Angel Olsen: [The songs] all kind of came together in the last year. I started to notice that some of them made sense together. I feel like now listening back to everything finalized I can see where they are related to each other and how you could make a narrative if you arrange them in a certain way. But I didn’t really necessarily have a set vision when I was writing them for how the album would go. My vision is more how I wanted to record them and how much I really wanted to be in control of the sound of those recordings.
MM: The album is at times extremely intense and at others quite soft. Do you have to get yourself into those varied moods before recording a respective song?
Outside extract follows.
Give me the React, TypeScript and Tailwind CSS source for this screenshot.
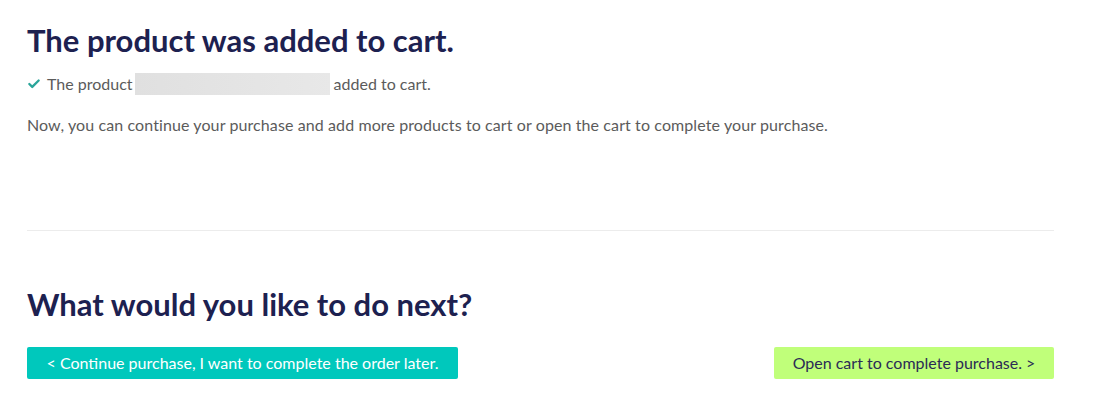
import { Check } from "lucide-react";

export default function App() {
  return (
    <div className="min-h-screen bg-white font-['Lato','Liberation_Sans',sans-serif] text-[#5b5b5b]">
      <div className="ml-[27px] mr-[39px] pt-[20px]">
        <h1 className="text-[31px] leading-[40px] font-bold text-[#1d2150]">The product was added to cart.</h1>

        <div className="mt-[13px] flex items-center h-[22px] text-[16px]">
          <Check className="w-[14px] h-[14px] text-[#2aa59a] mr-[6px]" strokeWidth={4} />
          <span>The product</span>
          <span className="ml-[2px] mr-[4px] h-[22px] w-[195px] bg-gradient-to-r from-[#e0e0e0] to-[#e8e8e8]" />
          <span>added to cart.</span>
        </div>

        <p className="mt-[19px] text-[16px] leading-[22px] tracking-[0.1px]">
          Now, you can continue your purchase and add more products to cart or open the cart to complete your purchase.
        </p>

        <hr className="mt-[94px] border-t border-[#ececec]" />

        <h2 className="mt-[53px] text-[31px] leading-[40px] font-bold text-[#1d2150]">What would you like to do next?</h2>

        <div className="mt-[23px] flex justify-between">
          <button className="h-[32px] w-[431px] rounded-[2px] bg-[#00c8bc] text-[16px] text-white">
            &lt; Continue purchase, I want to complete the order later.
          </button>
          <button className="h-[32px] w-[280px] rounded-[2px] bg-[#c0ff7a] text-[16px] text-[#2b2b55]">
            Open cart to complete purchase. &gt;
          </button>
        </div>
      </div>
    </div>
  );
}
AO: I think I definitely had to get into different moods for each song, but what happened was we decided to do a lot of the louder stuff with the band first live and then I had developed a cold the first few days so I couldn’t sing. So I waited until my cold was better and then knocked out the vocals for the louder songs—anything that had a lot of the band stuff in it. Like “Dance Slow Decades" and stuff like that. And then at the very end I did “Iota” and “Enemy” and “White Fire"—the quieter stuff. We did some of those in smaller rooms so they were a totally different vibe altogether. The other thing is that usually for me is that I give myself so criticism in the process of it. But for some reason or another I felt really comfortable with the takes that I had and I was like, “This is honest. If I have to keep trying to make it sound good then it will take away from the feeling.” So we only did like two or three takes of everything. Some songs we only did one or two takes.
MM: It seems like the album’s producer, John Congleton, was quite flexible in letting you take the songs where they must.
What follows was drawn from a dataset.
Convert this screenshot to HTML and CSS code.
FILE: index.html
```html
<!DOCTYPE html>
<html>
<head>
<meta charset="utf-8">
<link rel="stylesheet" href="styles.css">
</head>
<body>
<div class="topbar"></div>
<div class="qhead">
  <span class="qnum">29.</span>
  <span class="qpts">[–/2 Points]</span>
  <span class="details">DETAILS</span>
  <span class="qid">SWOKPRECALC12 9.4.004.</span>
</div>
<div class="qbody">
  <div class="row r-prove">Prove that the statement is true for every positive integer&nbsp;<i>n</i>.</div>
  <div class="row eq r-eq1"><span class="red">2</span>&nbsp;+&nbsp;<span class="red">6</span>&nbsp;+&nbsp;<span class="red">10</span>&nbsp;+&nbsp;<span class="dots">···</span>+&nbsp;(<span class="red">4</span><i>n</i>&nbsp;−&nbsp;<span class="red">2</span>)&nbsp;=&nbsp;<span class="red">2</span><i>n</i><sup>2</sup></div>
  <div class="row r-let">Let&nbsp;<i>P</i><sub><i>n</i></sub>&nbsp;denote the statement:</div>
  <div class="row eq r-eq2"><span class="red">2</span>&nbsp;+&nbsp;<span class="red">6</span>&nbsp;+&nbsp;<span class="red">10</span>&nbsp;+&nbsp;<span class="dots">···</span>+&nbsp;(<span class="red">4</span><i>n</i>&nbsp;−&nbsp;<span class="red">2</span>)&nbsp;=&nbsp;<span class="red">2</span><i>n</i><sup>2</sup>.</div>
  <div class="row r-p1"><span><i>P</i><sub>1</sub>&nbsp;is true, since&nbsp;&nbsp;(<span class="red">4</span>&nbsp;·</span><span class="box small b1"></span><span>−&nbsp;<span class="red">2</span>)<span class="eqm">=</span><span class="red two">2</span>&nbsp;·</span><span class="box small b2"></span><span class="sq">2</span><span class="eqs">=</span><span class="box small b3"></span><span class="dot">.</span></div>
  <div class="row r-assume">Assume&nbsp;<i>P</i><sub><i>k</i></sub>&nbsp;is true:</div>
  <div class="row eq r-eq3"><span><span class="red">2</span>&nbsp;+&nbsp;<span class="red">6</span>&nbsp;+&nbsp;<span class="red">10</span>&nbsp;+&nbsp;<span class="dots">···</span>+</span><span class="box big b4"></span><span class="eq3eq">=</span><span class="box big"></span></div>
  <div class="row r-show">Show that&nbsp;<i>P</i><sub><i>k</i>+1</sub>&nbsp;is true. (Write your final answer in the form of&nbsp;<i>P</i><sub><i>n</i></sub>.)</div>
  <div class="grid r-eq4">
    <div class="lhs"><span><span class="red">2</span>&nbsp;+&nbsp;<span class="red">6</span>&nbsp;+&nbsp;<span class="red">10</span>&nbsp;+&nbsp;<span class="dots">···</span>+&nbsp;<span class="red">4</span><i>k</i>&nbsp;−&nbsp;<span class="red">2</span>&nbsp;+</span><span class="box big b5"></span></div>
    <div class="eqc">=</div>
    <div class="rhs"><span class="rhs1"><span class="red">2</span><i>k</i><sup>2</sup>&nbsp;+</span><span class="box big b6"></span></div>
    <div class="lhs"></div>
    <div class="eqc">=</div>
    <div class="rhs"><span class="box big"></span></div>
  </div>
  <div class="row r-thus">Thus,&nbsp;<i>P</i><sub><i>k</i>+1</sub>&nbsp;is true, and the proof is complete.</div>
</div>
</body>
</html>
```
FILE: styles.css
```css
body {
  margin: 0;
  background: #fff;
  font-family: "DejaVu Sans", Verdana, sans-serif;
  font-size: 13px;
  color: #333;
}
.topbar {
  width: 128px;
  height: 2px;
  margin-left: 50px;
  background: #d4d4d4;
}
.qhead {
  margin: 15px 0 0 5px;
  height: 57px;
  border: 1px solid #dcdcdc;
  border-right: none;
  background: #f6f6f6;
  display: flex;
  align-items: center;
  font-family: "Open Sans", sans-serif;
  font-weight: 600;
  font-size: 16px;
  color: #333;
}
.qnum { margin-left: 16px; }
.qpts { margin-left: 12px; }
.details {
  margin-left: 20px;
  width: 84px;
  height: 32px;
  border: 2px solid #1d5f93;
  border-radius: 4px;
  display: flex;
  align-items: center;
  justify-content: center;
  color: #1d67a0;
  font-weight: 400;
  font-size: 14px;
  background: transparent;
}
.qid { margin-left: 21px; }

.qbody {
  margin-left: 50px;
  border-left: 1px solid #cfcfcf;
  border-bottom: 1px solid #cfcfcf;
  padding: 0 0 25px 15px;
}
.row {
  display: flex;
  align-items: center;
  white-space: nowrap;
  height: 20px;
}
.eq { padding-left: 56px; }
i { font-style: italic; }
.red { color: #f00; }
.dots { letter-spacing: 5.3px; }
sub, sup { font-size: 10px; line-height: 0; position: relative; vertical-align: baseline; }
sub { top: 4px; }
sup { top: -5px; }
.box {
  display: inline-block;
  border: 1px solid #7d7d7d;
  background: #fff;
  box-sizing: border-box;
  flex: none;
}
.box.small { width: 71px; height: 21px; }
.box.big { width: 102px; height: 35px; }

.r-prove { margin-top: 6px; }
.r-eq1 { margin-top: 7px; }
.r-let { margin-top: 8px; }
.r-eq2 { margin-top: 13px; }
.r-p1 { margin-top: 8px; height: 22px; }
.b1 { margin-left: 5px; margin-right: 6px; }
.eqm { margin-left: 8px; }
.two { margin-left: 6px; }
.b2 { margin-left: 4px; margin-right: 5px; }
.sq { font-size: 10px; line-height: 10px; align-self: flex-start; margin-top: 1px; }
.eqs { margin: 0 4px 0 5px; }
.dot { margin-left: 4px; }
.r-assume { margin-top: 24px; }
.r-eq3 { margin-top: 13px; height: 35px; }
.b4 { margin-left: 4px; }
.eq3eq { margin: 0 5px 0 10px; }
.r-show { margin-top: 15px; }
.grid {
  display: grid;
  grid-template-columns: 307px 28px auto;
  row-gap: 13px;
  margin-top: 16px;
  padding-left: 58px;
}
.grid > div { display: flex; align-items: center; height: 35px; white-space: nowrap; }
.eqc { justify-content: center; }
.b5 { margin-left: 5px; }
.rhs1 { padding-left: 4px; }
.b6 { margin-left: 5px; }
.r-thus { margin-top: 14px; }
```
AO: I was kind of stubborn with working with anybody. I felt like: “Why do I need somebody to come in here and make something good when I know what I want to do? Why would I pay someone to change my mind?” It ended up begin more an example of him helping me facilitate my ideas. We went back and forth a lot and it was really good. He did end up bringing his style to what we were doing but it wasn’t imposing, you know what I mean?
MM: This was also the first time you recorded with a full band. It’s not the first time you’ve played with one though: you previously played Will Oldham, aka Bonnie “Prince” Billy’s band. Did that experience affect how you led your own band?
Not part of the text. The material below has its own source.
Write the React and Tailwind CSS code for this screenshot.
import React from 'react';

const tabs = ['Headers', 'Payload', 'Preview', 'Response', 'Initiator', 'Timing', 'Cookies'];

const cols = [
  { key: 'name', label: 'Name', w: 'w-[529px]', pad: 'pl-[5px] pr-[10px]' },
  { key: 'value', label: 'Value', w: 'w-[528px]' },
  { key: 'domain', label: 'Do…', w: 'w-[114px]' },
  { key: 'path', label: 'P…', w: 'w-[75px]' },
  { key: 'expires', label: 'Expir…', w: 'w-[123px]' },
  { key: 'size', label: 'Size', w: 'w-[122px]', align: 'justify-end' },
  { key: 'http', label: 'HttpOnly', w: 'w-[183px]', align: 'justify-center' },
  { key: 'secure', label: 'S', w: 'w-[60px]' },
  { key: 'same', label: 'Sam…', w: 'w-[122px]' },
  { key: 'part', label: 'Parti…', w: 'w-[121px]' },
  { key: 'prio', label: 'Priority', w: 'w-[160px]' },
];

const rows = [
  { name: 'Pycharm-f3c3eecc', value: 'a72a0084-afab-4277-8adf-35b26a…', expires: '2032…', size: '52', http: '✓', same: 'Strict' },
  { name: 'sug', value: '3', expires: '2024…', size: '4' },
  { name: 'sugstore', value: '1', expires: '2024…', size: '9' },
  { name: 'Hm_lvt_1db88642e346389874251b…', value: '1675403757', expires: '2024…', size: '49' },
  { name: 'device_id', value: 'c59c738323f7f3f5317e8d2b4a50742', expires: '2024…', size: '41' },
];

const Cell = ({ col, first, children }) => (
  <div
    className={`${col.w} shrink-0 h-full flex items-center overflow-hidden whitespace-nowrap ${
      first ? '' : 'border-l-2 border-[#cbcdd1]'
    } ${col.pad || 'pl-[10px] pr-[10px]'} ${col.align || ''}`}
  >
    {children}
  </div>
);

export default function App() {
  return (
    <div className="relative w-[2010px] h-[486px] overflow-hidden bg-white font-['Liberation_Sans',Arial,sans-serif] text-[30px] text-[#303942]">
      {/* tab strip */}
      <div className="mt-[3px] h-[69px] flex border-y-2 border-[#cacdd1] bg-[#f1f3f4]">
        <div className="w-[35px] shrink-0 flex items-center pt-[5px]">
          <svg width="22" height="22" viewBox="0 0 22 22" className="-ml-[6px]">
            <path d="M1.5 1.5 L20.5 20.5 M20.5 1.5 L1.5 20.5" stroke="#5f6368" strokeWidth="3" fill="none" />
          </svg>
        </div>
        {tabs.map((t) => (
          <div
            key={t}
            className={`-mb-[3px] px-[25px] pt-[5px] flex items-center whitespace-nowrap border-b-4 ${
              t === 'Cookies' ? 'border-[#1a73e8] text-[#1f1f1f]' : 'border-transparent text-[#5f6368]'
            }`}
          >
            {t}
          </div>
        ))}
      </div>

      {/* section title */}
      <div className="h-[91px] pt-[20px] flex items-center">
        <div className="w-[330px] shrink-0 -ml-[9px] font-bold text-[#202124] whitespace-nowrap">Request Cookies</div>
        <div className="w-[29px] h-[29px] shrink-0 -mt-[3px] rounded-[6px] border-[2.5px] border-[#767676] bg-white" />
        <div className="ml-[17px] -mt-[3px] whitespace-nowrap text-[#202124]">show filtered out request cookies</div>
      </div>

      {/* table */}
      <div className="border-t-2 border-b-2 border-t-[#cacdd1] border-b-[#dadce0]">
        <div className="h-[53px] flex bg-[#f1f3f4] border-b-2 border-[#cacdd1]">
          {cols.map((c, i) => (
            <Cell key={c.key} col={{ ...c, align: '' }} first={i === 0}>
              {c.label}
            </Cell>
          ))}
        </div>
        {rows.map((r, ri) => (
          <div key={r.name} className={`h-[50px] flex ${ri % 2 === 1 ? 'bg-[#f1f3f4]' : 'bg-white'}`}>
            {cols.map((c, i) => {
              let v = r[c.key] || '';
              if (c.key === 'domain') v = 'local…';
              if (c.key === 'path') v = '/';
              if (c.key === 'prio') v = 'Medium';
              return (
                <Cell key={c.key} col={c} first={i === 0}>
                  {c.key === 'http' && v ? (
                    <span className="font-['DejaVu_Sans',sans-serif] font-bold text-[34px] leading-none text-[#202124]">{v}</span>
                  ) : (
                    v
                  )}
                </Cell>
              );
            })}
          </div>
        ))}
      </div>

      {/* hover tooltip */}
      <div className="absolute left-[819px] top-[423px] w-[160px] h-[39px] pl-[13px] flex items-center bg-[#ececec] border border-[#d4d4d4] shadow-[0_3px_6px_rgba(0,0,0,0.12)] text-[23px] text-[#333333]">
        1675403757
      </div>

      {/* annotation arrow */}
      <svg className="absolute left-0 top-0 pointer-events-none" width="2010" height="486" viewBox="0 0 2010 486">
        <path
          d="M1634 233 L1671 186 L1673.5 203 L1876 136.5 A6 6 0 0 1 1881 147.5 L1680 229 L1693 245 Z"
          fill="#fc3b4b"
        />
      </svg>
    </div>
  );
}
AO: I didn’t even know how to [interact with a band] until I worked with Bonnie “Prince” Billy. I had to take a step back and see how people communicated with each other. I tried to get a band together before that experience, and it was a problem because I wasn’t ready to step up to the plate and tell people what I wanted; I didn’t know how to describe what I heard behind my music or how to have a positive discussion about what other people heard. I would flare up and get pissed off: ‘That’s not how the song goes!’ When I started working with them I took a break from my own music. I just came to a point where I was ready [to make my own songs].
MM: How does it feel to now have not only a band but also an entire team around you?
AO: It’s nice to have somebody else communicating for me—somebody that I trust. I think that’s really helpful. Other people would be like: ‘That’s so weird that you need that?’ Certain friends of mine are like: ‘Why do you need all these people?’ Well, I don’t know if I need them. But I don’t know how long I’ll be doing this, so in the meantime I want to enjoy it and this is the way I enjoy it.
MM: You’re one of the new freshest new artists we’re most excited about. Though I sense you don’t like to draw comparisons between your music and that your contemporaries?
AO: I don’t listen to a ton of music. I’m sure somebody out there is probably doing the same exact thing. I have no idea. Friends of mine are like, “You’re kind of like a more yodel-y version of Neko Case.” I don’t understand it. I’ve heard her play live and I don’t think I sound like her at all. I just happen to be a woman. I think it’s a compliment, but at the same time I wonder what it is? Is it just like the inflection [of my voice]? Sometimes I’ll just talk the lyrics instead of singing. That’s definitely something that I do that I don’t really hear very much in other people’s music. I listened to Mazzy Star growing up during high school so there’s probably some influence there.
MM: Are there any new artists that make you excited for the future of music?
AO: I listened to the new Cate Le Bon record and really liked it. But I probably need new music. I’ve been listening to like The Nerve and Kris Kristofferson. The Bats. Anything from Flying Nun records. But as far as females go, I like to study performances a lot more than vocals. Because I think that when people go into character onstage it’s pretty interesting. Tina Turner’s live footage of her in the seventies is insane. The thing is, I listen to a lot of old music and every now and then [band members] Stewart [Bronaugh] and Josh [Jaeger] will be like, “Hey, this is what’s coming out. This is what we like. We like Lorde or we like Sky Ferreira.” And I’m not really a fan of either. I’m just kind of like this is the song I hear when I’m in the mall with my mother and I really wish it weren’t stuck in my head. They played Kendrick Lamar’s album to me last year and I was like, “Who is this?” I just kind of tune in whenever I like something that they play.
MM: You’re worrying us by occasionally mentioning that you don’t know how long you’ll continue to be a musician.
AO: I feel like anything could happen in my life that would change things dramatically. So I never want to get ahead of myself. I also feel like it’s kind of nice to have that attitude because when I do continue writing it’s like, “Wow, I can keep doing this. That’s cool!” It’s really hard to say when and how quickly I’ll write the next thing. But it’s always a nice surprise when something happens. Even if it’s not something that I’m going to share with anybody, it’s nice to know I can still do it.